母ジャッキー(写真左)をはじめ、親族は結婚式を非公開にし静かに行いたいと考えたというが失敗。教会の外には多くの人が集まり(新郎新婦が喜んだかどうかは別として)2人を祝福した。ちなみに当然ながら花嫁の父は不在。キャロラインはジョンの弟エドワード・ケネディ(写真右)とバージンロードを歩いた。結婚生活が破綻しがちなケネディ家だけれど、キャロラインとシュロスバーグは今も夫婦生活を続けている。
キャロリン・べセット(夫:ジョン・F・ケネディ・ジュニア)
才色兼備なファッションアイコン
キャロラインの弟でジョンとジャクリーンの長男、ジョン・F・ケネディ・ジュニアと結婚したのがキャロリン・べセット。ボストン大学卒業後、「カルバン・クライン」の店舗で働いていたキャロリンは、その美貌と仕事のできっぷりから本社のスタッフに引き抜かれるという才色兼備な女性だった。
その魅力にはスーパーモデルのシンディ・クロフォードや女優のサラ・ジェシカ・パーカーら華やかなセレブたちと交際してきたジョン・F・ケネディ・ジュニアも抗えなかったよう。女優のダリル・ハンナと別れた直後にキャロリンと知り合い、交際に発展。1996年、キャロリン30歳、ジュニア36歳のときにジョージア州カンバーランド島の小さな教会で極秘結婚する。ウエディングドレスは「カルバンクライン」のデザイナーで、当時はまだ無名だったナルシソ・ロドリゲスが手がけた。

美男美女カップルとして社交界で人気を集めたが、結婚式から3年後、ジュニアの操縦する小型飛行機で親戚の結婚式に向かっている途中で飛行機が墜落。夫妻は若くしてこの世を去ってしまう。叔母に当たるキャサリーンとフィッツジェラルド侯爵とよく似た死は「ケネディ家の呪い」の1つとも囁かれている。
キャサリン・シュワルツェネッガー(夫:クリス・プラット)
名門の血を引く、センスあふれる花嫁
もう1つ下の世代、つまりジョンの孫世代も結婚して家庭を築くお年頃になっている。

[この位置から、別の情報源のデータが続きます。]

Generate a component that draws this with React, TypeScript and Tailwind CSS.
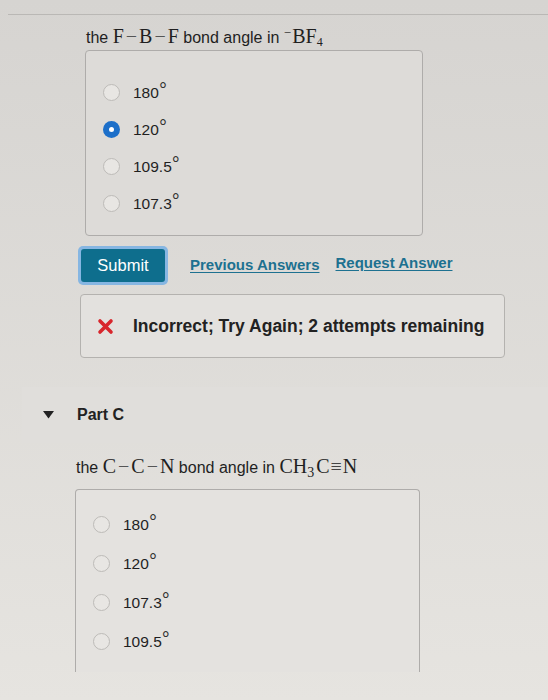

最も有名なのはジョンの妹ユーニスの孫にあたり、マリア・シュライバーとアーノルド・シュワツェネッガーの娘のキャサリン・シュワルツェネッガー。俳優のクリス・プラットと2019年に結婚した。キャサリンのウエディングドレスとクリスのスーツは「ジョルジオ アルマーニ」のもの。結婚式は親しい友達や家族だけを招いたアットホームなものだったけれど、式場にはジョンとジャクリーンがハネムーンで訪れた、カリフォルニア州のモンテシートの有名リゾート、サン・イシドロ・ランチを選んだ。超高級なだけでなく歴史ある老舗を選ぶところがさすが名門、ケネディ家。

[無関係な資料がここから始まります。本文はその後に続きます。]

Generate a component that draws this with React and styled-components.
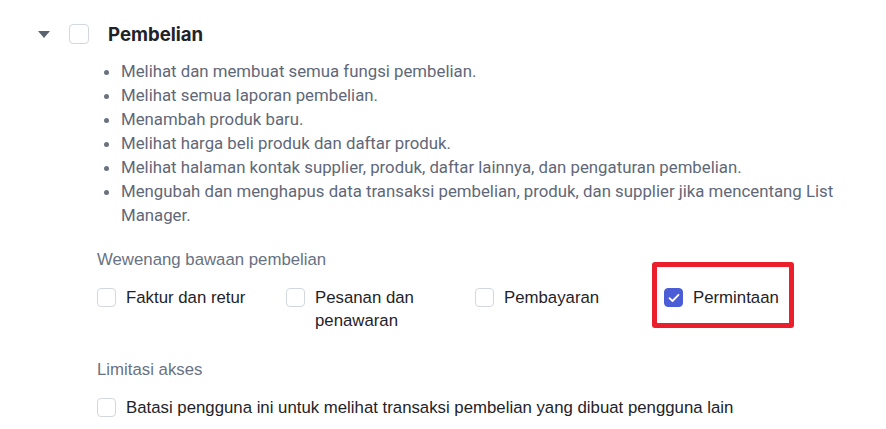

マライア・ケネディ・クオモ(夫:テレフ・ルンデバル)
名門×政界のサラブレッド
ロバート・ケネディとエセルの第7子、ケリー・ケネディの娘マライア・ケネディ・クオモは、今年7月に実業家のテレフ・ルンデバルと結婚。ちなみに姓からわかるようにマライアの父はニューヨーク市長を務めていたアンドリュー・クオモ。ケリーとアンドリューはすでに破局しているが、マライアの結婚式には政界やファッション界、実業界から約400人が出席、キャサリン&クリスとは対照的に盛大に開催された。会場に選ばれたのはケネディ家の聖地とも言われるハイアニス・ポートにあるケネディ・コンパウンド。
レセプションではウエディングケーキが話題に。マライア曰く「大叔母のユーニスのウエディングケーキにインスピレーションをもらった」。超高層のウェディングケーキをオーダー、ユーニスと同じようにはしごに登ってケーキカットを披露した。マライアによるとてっぺんには婚約記念日を彫刻した銀のベルを飾ったとか。でも高すぎて誰にも見えなかったのは間違いない。
ちなみにユーニスの娘マリア・シュライバーもシュワルツェネッガーとの結婚式で超高層ウェディングケーキをカットしている(インスタ写真4枚目)。この演出はケネディ家の結婚式の裏メニュー、ならぬ裏伝統になっているもよう。次は誰がトライするのか楽しみにしたいもの。